There is also a fascinating real estate story about to unfold. No, not the kind of story in which agents start to find wild success selling homes via Facebook. But the real kind: young Internet minds work hard to build a raving success, take the company public, and get wildly rich in the process. And what’s the inevitable next step? They buy real estate.

That’s right. Our very own Silicon Valley, which is already flush with brilliant tech minds who’ve found amazing success in their careers, is about to be flooded with even more young success stories thanks to Facebook’s IPO. The rippling effect of the wealth about to be made by Mark Zuckerberg and 3,000 Facebook employees on the local economy is expected to spark a jump in real estate sales and also boost the local economy overall for many years.

This is how we know that Americans – regardless of background, age, or current economic standing – still have a healthy appetite for owning their own homes. It’s among the first things we all do when we realize success in our careers.

News stories may have you believe that many Americans are over owning a home – that the wounds of foreclosure, financial hardship and upside down home values have created a huge disconnect in what was once the American Dream. But I’m here to tell you that it’s simply not true, and Facebook is my case in point.

Watch for evidence that the American Dream is alive and well in our local real estate market after this IPO hits Wall Street in May (and leading up to then, too).

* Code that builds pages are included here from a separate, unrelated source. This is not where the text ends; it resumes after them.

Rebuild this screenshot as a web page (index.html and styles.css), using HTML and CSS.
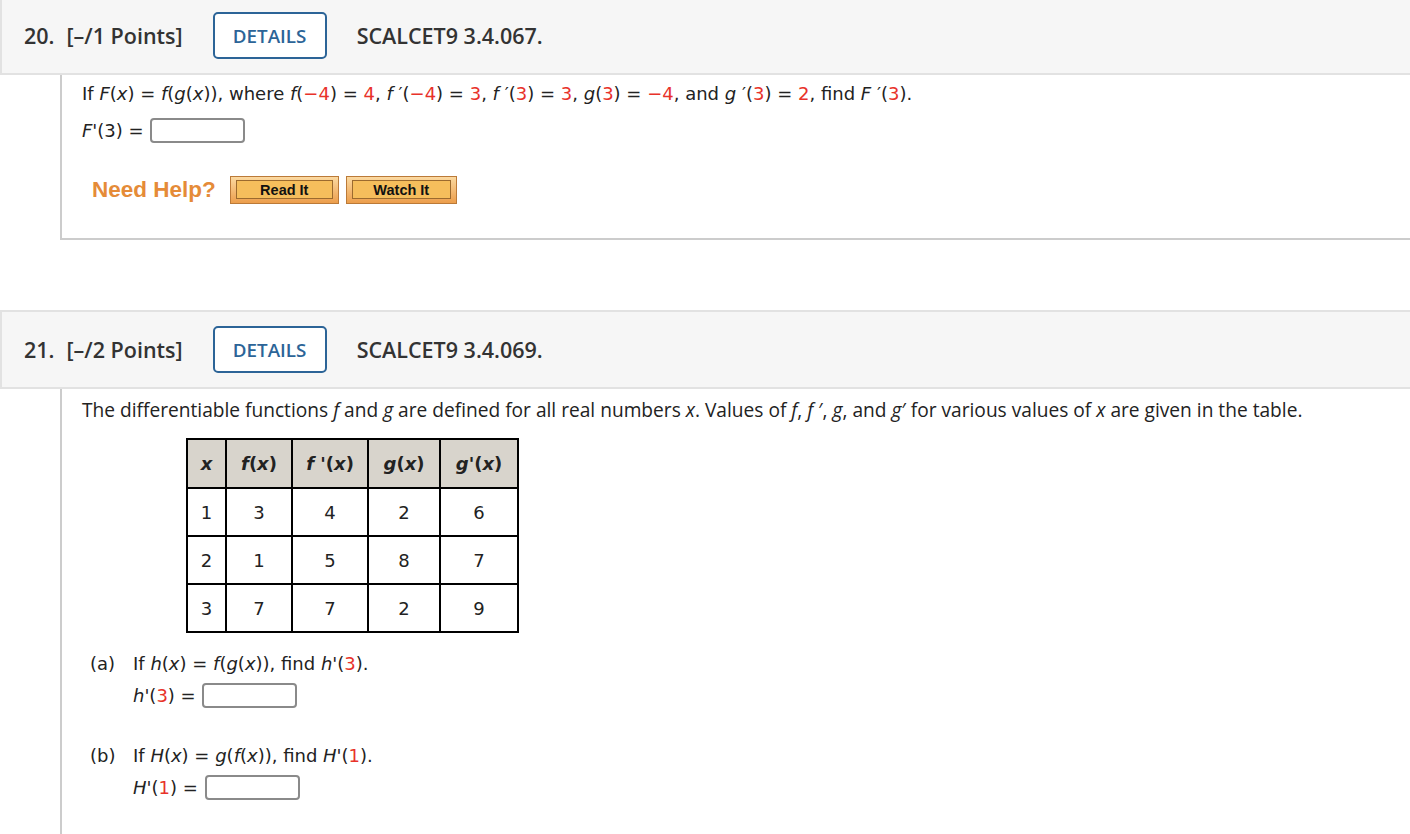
FILE: index.html
```html
<!DOCTYPE html>
<html lang="en">
<head>
<meta charset="utf-8">
<title>Questions</title>
<link rel="stylesheet" href="styles.css">
</head>
<body>
<div class="page">
  <section class="question">
    <header class="q-head">
      <span class="q-num">20.</span>
      <span class="q-pts">[–/1 Points]</span>
      <span class="details">DETAILS</span>
      <span class="q-code">SCALCET9 3.4.067.</span>
    </header>
    <div class="q-body q-body-1">
      <p class="math line">If <i>F</i>(<i>x</i>) = <i>f</i>(<i>g</i>(<i>x</i>)), where <i>f</i>(<span class="r">−4</span>) = <span class="r">4</span>, <i>f</i> ′(<span class="r">−4</span>) = <span class="r">3</span>, <i>f</i> ′(<span class="r">3</span>) = <span class="r">3</span>, <i>g</i>(<span class="r">3</span>) = <span class="r">−4</span>, and <i>g</i> ′(<span class="r">3</span>) = <span class="r">2</span>, find <i>F</i> ′(<span class="r">3</span>).</p>
      <p class="math answer"><i>F</i>'(3) = <span class="box"></span></p>
      <div class="help">
        <span class="help-label">Need Help?</span>
        <span class="hbtn hbtn-read"><span class="hbtn-in">Read It</span></span>
        <span class="hbtn hbtn-watch"><span class="hbtn-in">Watch It</span></span>
      </div>
    </div>
  </section>

  <section class="question q2">
    <header class="q-head">
      <span class="q-num">21.</span>
      <span class="q-pts">[–/2 Points]</span>
      <span class="details">DETAILS</span>
      <span class="q-code">SCALCET9 3.4.069.</span>
    </header>
    <div class="q-body q-body-2">
      <p class="intro">The differentiable functions <i>f</i> and <i>g</i> are defined for all real numbers <i>x</i>. Values of <i>f</i>, <i>f</i> ′, <i>g</i>, and <i>g</i>′ for various values of <i>x</i> are given in the table.</p>
      <table class="vals math">
        <thead>
          <tr><th class="c1"><i>x</i></th><th class="c2"><i>f</i>(<i>x</i>)</th><th class="c3"><i>f</i> '(<i>x</i>)</th><th class="c4"><i>g</i>(<i>x</i>)</th><th class="c5"><i>g</i>'(<i>x</i>)</th></tr>
        </thead>
        <tbody>
          <tr><td>1</td><td>3</td><td>4</td><td>2</td><td>6</td></tr>
          <tr><td>2</td><td>1</td><td>5</td><td>8</td><td>7</td></tr>
          <tr><td>3</td><td>7</td><td>7</td><td>2</td><td>9</td></tr>
        </tbody>
      </table>
      <div class="part part-a">
        <p class="math line"><span class="plabel">(a)</span>If <i>h</i>(<i>x</i>) = <i>f</i>(<i>g</i>(<i>x</i>)), find <i>h</i>'(<span class="r">3</span>).</p>
        <p class="math answer sub"><i>h</i>'(<span class="r">3</span>) = <span class="box"></span></p>
      </div>
      <div class="part part-b">
        <p class="math line"><span class="plabel">(b)</span>If <i>H</i>(<i>x</i>) = <i>g</i>(<i>f</i>(<i>x</i>)), find <i>H</i>'(<span class="r">1</span>).</p>
        <p class="math answer sub"><i>H</i>'(<span class="r">1</span>) = <span class="box"></span></p>
      </div>
    </div>
  </section>
</div>
</body>
</html>
```

FILE: styles.css
```css
html, body {
  margin: 0;
  padding: 0;
  background: #ffffff;
}
body {
  font-family: "Open Sans", "Liberation Sans", sans-serif;
  color: #222;
  overflow: hidden;
  height: 834px;
}
.page {
  margin-top: -4px;
}
p { margin: 0; }

.q-head {
  display: flex;
  align-items: center;
  height: 75px;
  border-top: 2px solid #e2e2e2;
  border-bottom: 2px solid #e2e2e2;
  border-left: 2px solid #e2e2e2;
  background: #f6f6f6;
  padding-left: 22px;
  color: #333;
  font-family: "Open Sans", sans-serif;
  font-weight: 600;
  font-size: 21.5px;
  white-space: nowrap;
}
.q-num { margin-right: 12px; }
.q-pts { margin-right: 30px; }
.details {
  display: inline-flex;
  align-items: center;
  justify-content: center;
  box-sizing: border-box;
  width: 114px;
  height: 47px;
  border: 2px solid #2c6497;
  border-radius: 5px;
  background: #fff;
  color: #2c6497;
  font-size: 18.8px;
  font-weight: 600;
  margin-right: 30px;
  padding-top: 1px;
}

.q-body {
  margin-left: 60px;
  border-left: 2px solid #cccccc;
  padding-left: 20px;
}
.q-body-1 {
  border-bottom: 2px solid #cccccc;
  padding-top: 7px;
  padding-bottom: 34px;
}
.math {
  font-family: "DejaVu Sans", sans-serif;
  font-size: 18px;
  color: #222;
}
.math i { font-style: italic; }
.r { color: #e8322a; }
.line {
  line-height: 24px;
  height: 24px;
  white-space: nowrap;
}
.answer {
  display: flex;
  align-items: center;
  height: 25px;
  margin-top: 12px;
  white-space: pre;
}
.box {
  display: inline-block;
  box-sizing: border-box;
  width: 95px;
  height: 25px;
  border: 2px solid #8a8a8a;
  border-radius: 4px;
  background: #fff;
  margin-left: 1px;
}

.help {
  display: flex;
  align-items: center;
  margin-top: 33px;
  height: 28px;
  padding-left: 10px;
}
.help-label {
  font-family: "Liberation Sans", Arial, sans-serif;
  font-weight: bold;
  font-size: 22.5px;
  color: #e58b38;
  margin-right: 14px;
}
.hbtn {
  display: inline-block;
  box-sizing: border-box;
  height: 28px;
  border: 1px solid #bb7a38;
  background: linear-gradient(#fbd9a0, #ec9e4c);
  padding: 3px 5px 4px 5px;
  margin-right: 7px;
}
.hbtn-read { width: 109px; }
.hbtn-watch { width: 111px; }
.hbtn-in {
  display: flex;
  align-items: center;
  justify-content: center;
  box-sizing: border-box;
  height: 19px;
  border: 1px solid #9b6a2e;
  background: #f5be5c;
  font-family: "Liberation Sans", Arial, sans-serif;
  font-weight: bold;
  font-size: 14.5px;
  color: #111;
  padding-top: 1px;
}

.q2 {
  margin-top: 70px;
}
.q-body-2 {
  padding-top: 9px;
  padding-bottom: 40px;
}
.intro {
  font-family: "Open Sans", "Liberation Sans", sans-serif;
  font-size: 19.15px;
  line-height: 24px;
  height: 24px;
  color: #222;
  white-space: nowrap;
}
.vals {
  margin-top: 16px;
  margin-left: 104px;
  border-collapse: collapse;
  border: 2px solid #000;
}
.vals th, .vals td {
  border: 2px solid #000;
  height: 46px;
  padding: 0;
  text-align: center;
  font-weight: normal;
}
.vals th {
  height: 47px;
  background: #d8d4cc;
  font-weight: bold;
}
.vals .c1 { width: 37px; }
.vals .c2 { width: 64px; }
.vals .c3 { width: 74px; }
.vals .c4 { width: 70px; }
.vals .c5 { width: 76px; }

.part-a { margin-top: 19px; }
.part-b { margin-top: 36px; }
.plabel {
  display: inline-block;
  width: 43px;
  margin-left: 8px;
}
.sub {
  margin-left: 51px;
  margin-top: 7px;
}
```
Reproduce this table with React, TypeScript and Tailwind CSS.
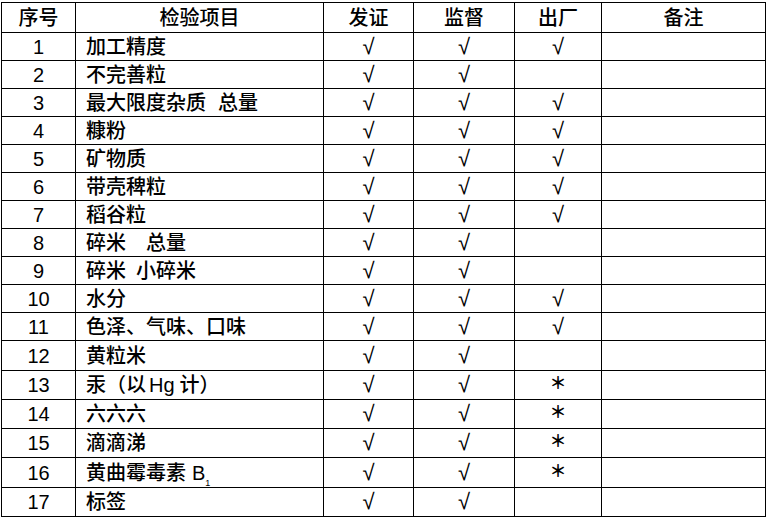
import React from "react";

type Row = { n: string; item: React.ReactNode; c: "" | "check" | "star"; h: string };

const Sp = ({ w }: { w: string }) => <span className={`inline-block ${w}`} />;

const rows: Row[] = [
  { n: "1", item: "加工精度", c: "check", h: "h-[28px]" },
  { n: "2", item: "不完善粒", c: "", h: "h-[28px]" },
  { n: "3", item: <span>最大限度杂质<Sp w="w-[12px]" />总量</span>, c: "check", h: "h-[28px]" },
  { n: "4", item: "糠粉", c: "check", h: "h-[28px]" },
  { n: "5", item: "矿物质", c: "check", h: "h-[28px]" },
  { n: "6", item: "带壳稗粒", c: "check", h: "h-[28px]" },
  { n: "7", item: "稻谷粒", c: "check", h: "h-[28px]" },
  { n: "8", item: <span>碎米<Sp w="w-[20px]" />总量</span>, c: "", h: "h-[28px]" },
  { n: "9", item: <span>碎米<Sp w="w-[10px]" />小碎米</span>, c: "", h: "h-[28px]" },
  { n: "10", item: "水分", c: "check", h: "h-[28px]" },
  { n: "11", item: "色泽、气味、口味", c: "check", h: "h-[28px]" },
  { n: "12", item: "黄粒米", c: "", h: "h-[30px]" },
  { n: "13", item: <span>汞（以<span className="ml-[3px] mr-[5px]">Hg</span>计）</span>, c: "star", h: "h-[29px]" },
  { n: "14", item: "六六六", c: "star", h: "h-[29px]" },
  { n: "15", item: "滴滴涕", c: "star", h: "h-[29px]" },
  { n: "16", item: <span>黄曲霉毒素<Sp w="w-[6px]" />B<sub className="text-[9px] align-[-4px]">1</sub></span>, c: "star", h: "h-[30px]" },
  { n: "17", item: "标签", c: "", h: "h-[29px]" },
];

const cell = "border border-black p-0";

function Check() {
  return <span className="text-[22px] font-normal">√</span>;
}

function Star() {
  return (
    <span
      className="relative top-[-3px] inline-block leading-none text-[17px] font-bold"
      style={{ fontFamily: '"Noto Sans CJK SC", sans-serif' }}
    >
      ＊
    </span>
  );
}

export default function App() {
  return (
    <div className="w-[768px] h-[518px] bg-white pt-[2px] pl-[1px] text-black" style={{ fontFamily: '"Liberation Sans", "Noto Sans CJK SC", sans-serif' }}>
      <table className="border-collapse table-fixed w-[764px] text-[20px] leading-none font-medium">
        <colgroup>
          <col className="w-[74px]" />
          <col className="w-[248px]" />
          <col className="w-[90px]" />
          <col className="w-[101px]" />
          <col className="w-[87px]" />
          <col className="w-[164px]" />
        </colgroup>
        <thead>
          <tr className="h-[30px]">
            <th className={`${cell} font-medium text-center`}>序号</th>
            <th className={`${cell} font-medium text-center`}>检验项目</th>
            <th className={`${cell} font-medium text-center`}>发证</th>
            <th className={`${cell} font-medium text-center`}>监督</th>
            <th className={`${cell} font-medium text-center`}>出厂</th>
            <th className={`${cell} font-medium text-center`}>备注</th>
          </tr>
        </thead>
        <tbody>
          {rows.map((r) => (
            <tr key={r.n} className={r.h}>
              <td className={`${cell} text-center font-normal`}>{r.n}</td>
              <td className={`${cell} pl-[10px] text-left`}>{r.item}</td>
              <td className={`${cell} text-center`}><Check /></td>
              <td className={`${cell} text-center`}><Check /></td>
              <td className={`${cell} text-center`}>
                {r.c === "check" ? <Check /> : r.c === "star" ? <Star /> : null}
              </td>
              <td className={cell}></td>
            </tr>
          ))}
        </tbody>
      </table>
    </div>
  );
}
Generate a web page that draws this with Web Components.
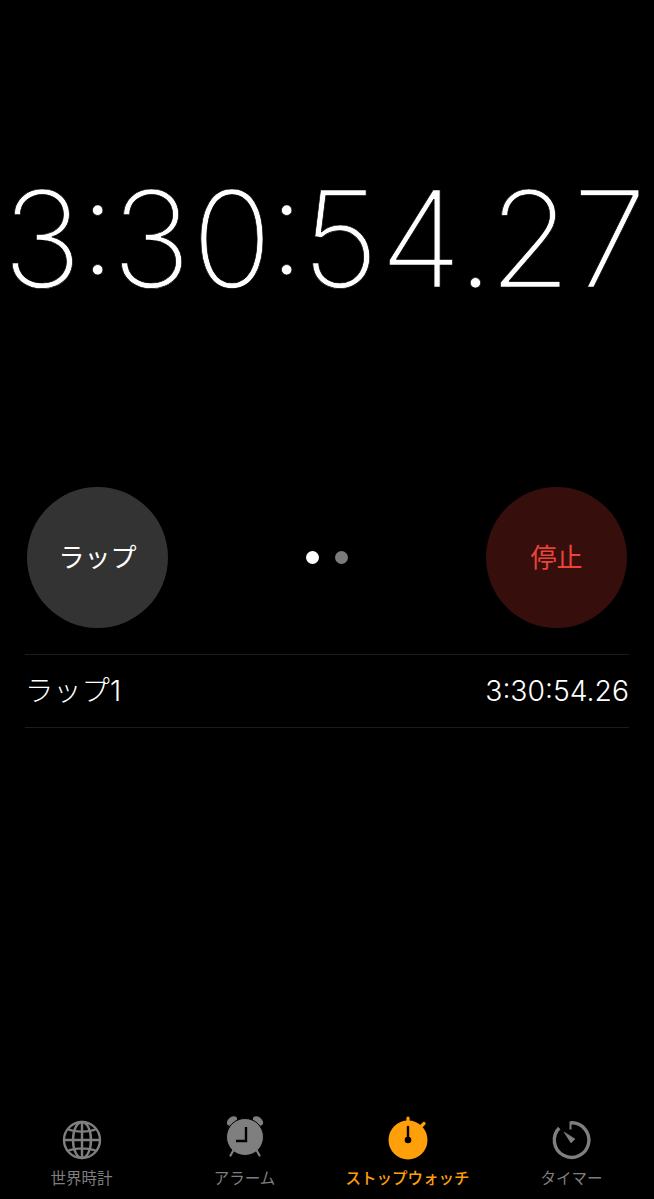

This is why I don’t panic when personal finance gurus start to talk about shifting values among America’s young – that our kids are more interested in renting than buying. Because it’s simply not true. Give them success and a healthy income and they will buy a home.

I’m excited to see this generation of dot-coms growing and sustaining, defying the slow growth trend that’s happening in almost every other sector. This is exactly the type of positive news we need right now. Let’s embrace it!

Eight years ago, a young Zuckerberg took a chance and came out to Silicon Valley one summer while enrolled at Harvard. That chance is now paying off, and our local economy is lucky to be a part of it.